Pages as source code
---+---
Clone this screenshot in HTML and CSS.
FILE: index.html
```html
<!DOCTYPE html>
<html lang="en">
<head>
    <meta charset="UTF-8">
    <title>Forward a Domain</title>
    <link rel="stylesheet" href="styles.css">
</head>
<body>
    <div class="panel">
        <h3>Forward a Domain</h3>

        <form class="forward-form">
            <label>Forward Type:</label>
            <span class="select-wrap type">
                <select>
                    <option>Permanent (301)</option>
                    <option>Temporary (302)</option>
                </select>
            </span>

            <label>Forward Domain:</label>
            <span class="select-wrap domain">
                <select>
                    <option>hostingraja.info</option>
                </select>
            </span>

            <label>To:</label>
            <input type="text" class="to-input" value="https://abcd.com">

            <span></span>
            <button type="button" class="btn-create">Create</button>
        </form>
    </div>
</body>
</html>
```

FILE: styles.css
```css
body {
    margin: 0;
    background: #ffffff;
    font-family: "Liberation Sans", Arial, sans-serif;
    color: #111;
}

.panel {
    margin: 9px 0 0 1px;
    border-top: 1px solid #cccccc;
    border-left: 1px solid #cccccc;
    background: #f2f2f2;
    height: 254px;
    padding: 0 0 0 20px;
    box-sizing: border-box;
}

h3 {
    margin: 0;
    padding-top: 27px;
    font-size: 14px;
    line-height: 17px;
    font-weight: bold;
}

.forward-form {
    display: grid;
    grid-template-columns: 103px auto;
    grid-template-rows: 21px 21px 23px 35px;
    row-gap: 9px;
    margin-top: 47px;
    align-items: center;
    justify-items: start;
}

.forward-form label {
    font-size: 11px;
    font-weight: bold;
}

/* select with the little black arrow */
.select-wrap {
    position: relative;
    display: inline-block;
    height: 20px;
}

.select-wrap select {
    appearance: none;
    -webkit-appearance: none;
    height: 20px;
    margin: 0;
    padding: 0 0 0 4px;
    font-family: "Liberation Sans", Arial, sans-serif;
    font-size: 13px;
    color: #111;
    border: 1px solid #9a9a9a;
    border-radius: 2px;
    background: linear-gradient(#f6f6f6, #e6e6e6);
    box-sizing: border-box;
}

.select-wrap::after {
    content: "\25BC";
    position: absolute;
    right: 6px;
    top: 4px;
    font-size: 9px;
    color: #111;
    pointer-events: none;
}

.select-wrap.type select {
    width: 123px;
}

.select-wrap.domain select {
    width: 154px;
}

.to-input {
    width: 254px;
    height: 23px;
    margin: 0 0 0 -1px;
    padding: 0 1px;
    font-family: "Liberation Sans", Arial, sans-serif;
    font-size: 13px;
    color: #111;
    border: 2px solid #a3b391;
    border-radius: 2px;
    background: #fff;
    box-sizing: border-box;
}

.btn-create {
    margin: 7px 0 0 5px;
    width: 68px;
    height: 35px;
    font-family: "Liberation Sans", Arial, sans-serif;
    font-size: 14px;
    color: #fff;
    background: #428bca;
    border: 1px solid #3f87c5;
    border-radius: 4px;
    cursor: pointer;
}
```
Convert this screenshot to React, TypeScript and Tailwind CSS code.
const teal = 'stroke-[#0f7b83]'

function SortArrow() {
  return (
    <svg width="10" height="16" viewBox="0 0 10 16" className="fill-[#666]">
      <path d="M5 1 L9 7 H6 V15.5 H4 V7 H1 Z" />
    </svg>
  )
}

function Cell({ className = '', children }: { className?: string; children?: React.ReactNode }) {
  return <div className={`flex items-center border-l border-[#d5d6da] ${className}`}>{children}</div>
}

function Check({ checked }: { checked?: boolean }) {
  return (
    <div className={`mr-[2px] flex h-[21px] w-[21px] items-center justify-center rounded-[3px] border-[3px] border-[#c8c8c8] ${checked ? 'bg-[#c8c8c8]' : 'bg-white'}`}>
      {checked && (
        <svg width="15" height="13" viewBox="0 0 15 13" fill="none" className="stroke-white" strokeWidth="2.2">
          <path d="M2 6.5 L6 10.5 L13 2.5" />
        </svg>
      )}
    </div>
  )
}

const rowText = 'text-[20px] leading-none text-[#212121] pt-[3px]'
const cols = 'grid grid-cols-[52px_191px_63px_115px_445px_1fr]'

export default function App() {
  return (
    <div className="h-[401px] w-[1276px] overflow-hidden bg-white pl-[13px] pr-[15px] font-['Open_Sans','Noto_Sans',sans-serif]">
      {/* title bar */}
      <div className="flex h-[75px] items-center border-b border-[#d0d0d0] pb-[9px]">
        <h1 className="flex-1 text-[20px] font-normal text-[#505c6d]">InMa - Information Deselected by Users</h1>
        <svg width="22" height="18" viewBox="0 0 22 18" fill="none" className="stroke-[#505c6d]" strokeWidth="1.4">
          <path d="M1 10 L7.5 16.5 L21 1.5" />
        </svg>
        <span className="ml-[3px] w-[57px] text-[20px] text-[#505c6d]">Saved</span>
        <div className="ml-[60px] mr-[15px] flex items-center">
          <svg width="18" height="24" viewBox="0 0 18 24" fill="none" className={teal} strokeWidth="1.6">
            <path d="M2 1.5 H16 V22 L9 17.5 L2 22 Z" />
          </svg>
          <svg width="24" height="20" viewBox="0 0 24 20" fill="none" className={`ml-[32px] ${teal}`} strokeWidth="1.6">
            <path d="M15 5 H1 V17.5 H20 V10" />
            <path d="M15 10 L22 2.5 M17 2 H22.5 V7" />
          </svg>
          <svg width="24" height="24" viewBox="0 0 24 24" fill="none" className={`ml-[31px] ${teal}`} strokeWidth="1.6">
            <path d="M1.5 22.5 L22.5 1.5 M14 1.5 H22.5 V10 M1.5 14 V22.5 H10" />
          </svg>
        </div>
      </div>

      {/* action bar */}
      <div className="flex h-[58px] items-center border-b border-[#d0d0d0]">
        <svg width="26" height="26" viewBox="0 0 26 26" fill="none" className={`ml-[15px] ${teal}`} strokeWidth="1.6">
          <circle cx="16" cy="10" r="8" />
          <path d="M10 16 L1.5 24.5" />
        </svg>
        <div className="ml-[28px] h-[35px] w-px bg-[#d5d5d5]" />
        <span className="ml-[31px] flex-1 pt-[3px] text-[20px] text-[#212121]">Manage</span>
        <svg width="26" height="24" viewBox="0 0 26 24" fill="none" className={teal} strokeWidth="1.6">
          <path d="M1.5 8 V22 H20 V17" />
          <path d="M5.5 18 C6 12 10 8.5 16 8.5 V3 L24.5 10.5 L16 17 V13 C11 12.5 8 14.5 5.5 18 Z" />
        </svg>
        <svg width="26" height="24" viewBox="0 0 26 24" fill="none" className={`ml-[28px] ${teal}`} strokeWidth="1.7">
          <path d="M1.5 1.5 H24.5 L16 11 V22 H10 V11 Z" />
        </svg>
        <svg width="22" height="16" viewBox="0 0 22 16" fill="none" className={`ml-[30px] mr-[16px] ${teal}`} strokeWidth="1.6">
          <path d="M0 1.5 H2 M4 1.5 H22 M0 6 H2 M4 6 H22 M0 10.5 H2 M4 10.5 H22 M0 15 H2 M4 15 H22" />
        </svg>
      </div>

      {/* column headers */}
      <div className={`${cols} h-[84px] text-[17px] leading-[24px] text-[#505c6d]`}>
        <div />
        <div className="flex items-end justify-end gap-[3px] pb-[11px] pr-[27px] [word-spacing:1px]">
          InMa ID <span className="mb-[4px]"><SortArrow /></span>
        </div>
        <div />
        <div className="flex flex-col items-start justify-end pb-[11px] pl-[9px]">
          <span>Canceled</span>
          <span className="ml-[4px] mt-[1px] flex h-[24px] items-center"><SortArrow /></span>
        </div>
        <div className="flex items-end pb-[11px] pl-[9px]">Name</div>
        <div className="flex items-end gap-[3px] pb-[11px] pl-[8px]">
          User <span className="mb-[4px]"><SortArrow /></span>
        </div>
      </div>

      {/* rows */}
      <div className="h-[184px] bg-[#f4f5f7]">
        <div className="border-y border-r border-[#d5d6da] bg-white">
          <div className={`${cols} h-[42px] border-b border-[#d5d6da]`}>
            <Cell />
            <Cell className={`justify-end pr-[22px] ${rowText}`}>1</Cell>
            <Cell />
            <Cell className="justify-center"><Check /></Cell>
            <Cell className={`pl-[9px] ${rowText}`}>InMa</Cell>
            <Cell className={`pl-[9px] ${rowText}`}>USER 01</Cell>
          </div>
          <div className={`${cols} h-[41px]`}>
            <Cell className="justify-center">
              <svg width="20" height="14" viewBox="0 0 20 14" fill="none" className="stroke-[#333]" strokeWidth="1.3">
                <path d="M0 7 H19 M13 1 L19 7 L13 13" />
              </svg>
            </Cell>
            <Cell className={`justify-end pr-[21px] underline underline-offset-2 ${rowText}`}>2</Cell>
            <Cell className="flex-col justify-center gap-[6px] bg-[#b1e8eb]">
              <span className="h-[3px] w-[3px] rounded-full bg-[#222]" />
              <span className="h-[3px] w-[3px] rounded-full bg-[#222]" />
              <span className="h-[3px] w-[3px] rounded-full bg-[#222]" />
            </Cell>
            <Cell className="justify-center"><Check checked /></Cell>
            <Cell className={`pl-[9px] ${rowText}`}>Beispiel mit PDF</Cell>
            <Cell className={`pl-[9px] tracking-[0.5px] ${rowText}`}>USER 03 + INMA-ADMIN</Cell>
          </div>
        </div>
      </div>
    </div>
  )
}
---+---
Reproduce exactly, and only, the lines from the one that contains "Convert this screenshot" down to the one that contains "const cols = 'grid", both ends included.

Convert this screenshot to React, TypeScript and Tailwind CSS code.
const teal = 'stroke-[#0f7b83]'

function SortArrow() {
  return (
    <svg width="10" height="16" viewBox="0 0 10 16" className="fill-[#666]">
      <path d="M5 1 L9 7 H6 V15.5 H4 V7 H1 Z" />
    </svg>
  )
}

function Cell({ className = '', children }: { className?: string; children?: React.ReactNode }) {
  return <div className={`flex items-center border-l border-[#d5d6da] ${className}`}>{children}</div>
}

function Check({ checked }: { checked?: boolean }) {
  return (
    <div className={`mr-[2px] flex h-[21px] w-[21px] items-center justify-center rounded-[3px] border-[3px] border-[#c8c8c8] ${checked ? 'bg-[#c8c8c8]' : 'bg-white'}`}>
      {checked && (
        <svg width="15" height="13" viewBox="0 0 15 13" fill="none" className="stroke-white" strokeWidth="2.2">
          <path d="M2 6.5 L6 10.5 L13 2.5" />
        </svg>
      )}
    </div>
  )
}

const rowText = 'text-[20px] leading-none text-[#212121] pt-[3px]'
const cols = 'grid grid-cols-[52px_191px_63px_115px_445px_1fr]'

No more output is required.